Taher Serving Local Schools To Go Trans Fat Free

WMTV MADISON

8:19 PM Jan 27, 2007

Last Updated: 8:10 AM Jan 28, 2007

Reporter: Dana Brueck

New York city officials voted to ban trans fat. Now, a Minnesota food service company that serves a number of area schools will do away with the unhealthy ingredient in an effort to give children healthier school lunches.

“Food service is fast. Kids are hungry. They want to get their food, then go out and have their social time,” Sheila Killion says.

But is what students slide through the lunch line healthy?

“With school food services, a lot of foods they serve are things fried in trans fat containing oil so it’d be a good thing to switch,” Susan Doyle, a dietitian with St. Mary’s Hospital in Madison, says.

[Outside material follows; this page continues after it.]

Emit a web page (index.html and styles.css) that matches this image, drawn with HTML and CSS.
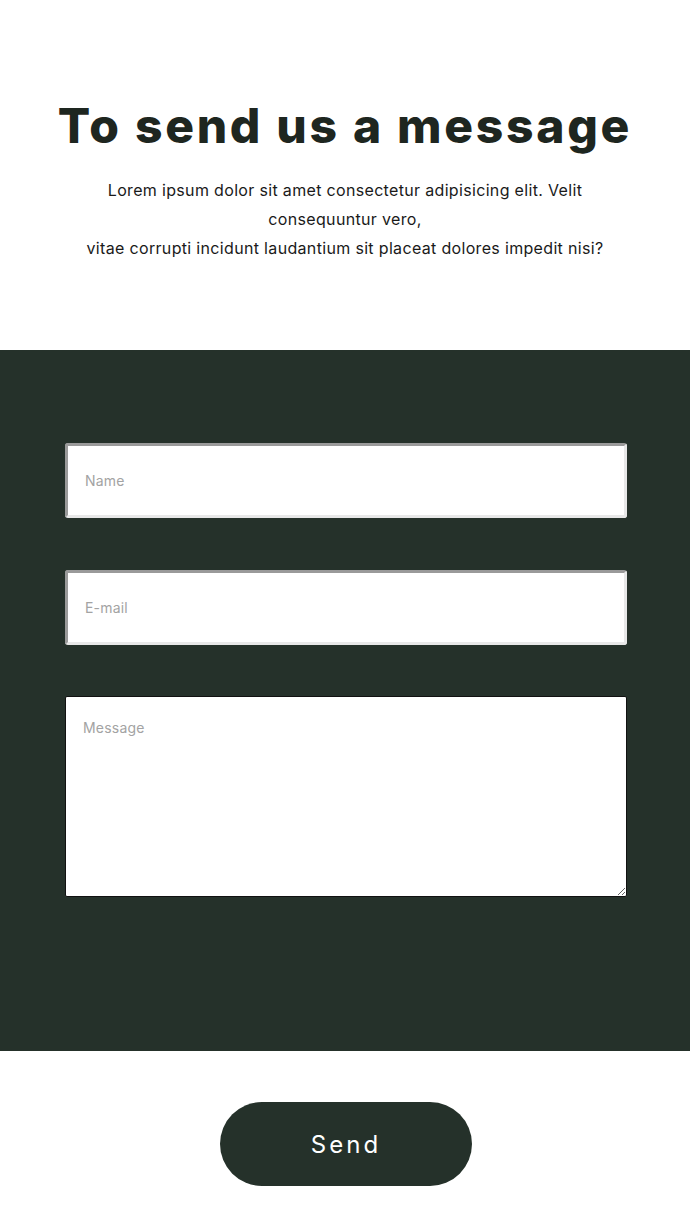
FILE: index.html
```html
<!DOCTYPE html>
<html lang="en">
<head>
<meta charset="utf-8">
<title>Contact</title>
<link rel="stylesheet" href="styles.css">
</head>
<body>
<header class="intro">
  <h1 class="title">To send us a message</h1>
  <p class="lead">Lorem ipsum dolor sit amet consectetur adipisicing elit. Velit consequuntur vero,<br>vitae corrupti incidunt laudantium sit placeat dolores impedit nisi?</p>
</header>
<section class="form-area">
  <form class="form">
    <input class="field" type="text" placeholder="Name">
    <input class="field" type="email" placeholder="E-mail">
    <textarea class="area" placeholder="Message"></textarea>
  </form>
</section>
<div class="actions">
  <button class="send" type="button">Send</button>
</div>
</body>
</html>
```
FILE: styles.css
```css
* { box-sizing: border-box; }
html, body { margin: 0; padding: 0; background: #fff; }
body { font-family: Inter, "Liberation Sans", sans-serif; color: #1f2721; }

.intro {
  height: 350px;
  padding-top: 97px;
  text-align: center;
}
.title {
  margin: 0;
  font-size: 48px;
  font-weight: 800;
  letter-spacing: 2.7px;
  line-height: 58px;
  color: #1e2620;
}
.lead {
  margin: 21px auto 0;
  max-width: 560px;
  font-size: 16px;
  letter-spacing: 0.33px;
  line-height: 29px;
  color: #1a1a1a;
}

.form-area {
  background: #25312a;
  padding: 93px 63px 154px 65px;
}
.form {
  display: flex;
  flex-direction: column;
  gap: 52px;
}
.field {
  display: block;
  width: 100%;
  height: 75px;
  padding: 0 17px;
  border: 3px solid;
  border-color: #9a9a9a #e8e8e8 #e8e8e8 #9a9a9a;
  border-radius: 3px;
  background: #fff;
  font-family: Inter, "Liberation Sans", sans-serif;
  font-size: 14px;
  letter-spacing: 0.2px;
  color: #222;
  outline: none;
}
.area {
  display: block;
  width: 100%;
  height: 201px;
  margin-top: -1px;
  padding: 22px 17px;
  border: 1px solid #111;
  border-radius: 2px;
  background: #fff;
  font-family: Inter, "Liberation Sans", sans-serif;
  font-size: 14px;
  letter-spacing: 0.2px;
  color: #222;
  resize: vertical;
  outline: none;
}
.field::placeholder, .area::placeholder { color: #a3a3a3; }

.actions {
  display: flex;
  justify-content: center;
  padding: 51px 0 46px;
}
.send {
  width: 252px;
  height: 84px;
  margin-left: 2px;
  border: none;
  border-radius: 42px;
  background: #25312a;
  color: #fff;
  font-family: Inter, "Liberation Sans", sans-serif;
  font-size: 24px;
  font-weight: 400;
  letter-spacing: 3px;
  cursor: pointer;
}
```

Sheila Killion is the food service director for Evansville Schools where you find everything from french fries to fresh fruit.

“The thing is the choices are here so kids get to pick what they like,” she says.

Killion’s employer, Taher Inc., is choosing to eliminate trans fats altogether.

“Our body was never made to absorb all of that man-made fat, so we started this initiative at Taher as well for the well being of our customers,” Taher’s director of wellness and nutrition, Bertrand Weber says.

Taher serves about 200-thousand meals per day, many of them in schools.

“We have a great impact on our customers and half of them don’t have a choice because they’re kids, so it falls on us to make the right choices,” Weber says.

The company’s already eliminated trans fat in its fries, and the oil used to make fries and other potato products is trans fat free.

“I don’t think the kids even know these are trans fat free fries already. They taste the same,” Killion says.

But Taher’s director of wellness and nutrition says the challenge ahead is finding products, such as snack foods, created with healthier oils, instead of trans fat.

“It’s just a question of when the industry can develop the method to have these oils in the foods,” Doyle says.

District Administrator Heidi Carvin faces a different challenge.

“The real challenge is to offer things that students will eat because we don’t want to throw things out,” Carvin says.

Schools already follow federal guidelines on nutrition.

Taher Inc. plans to offer all products free of trans fat by September of next year.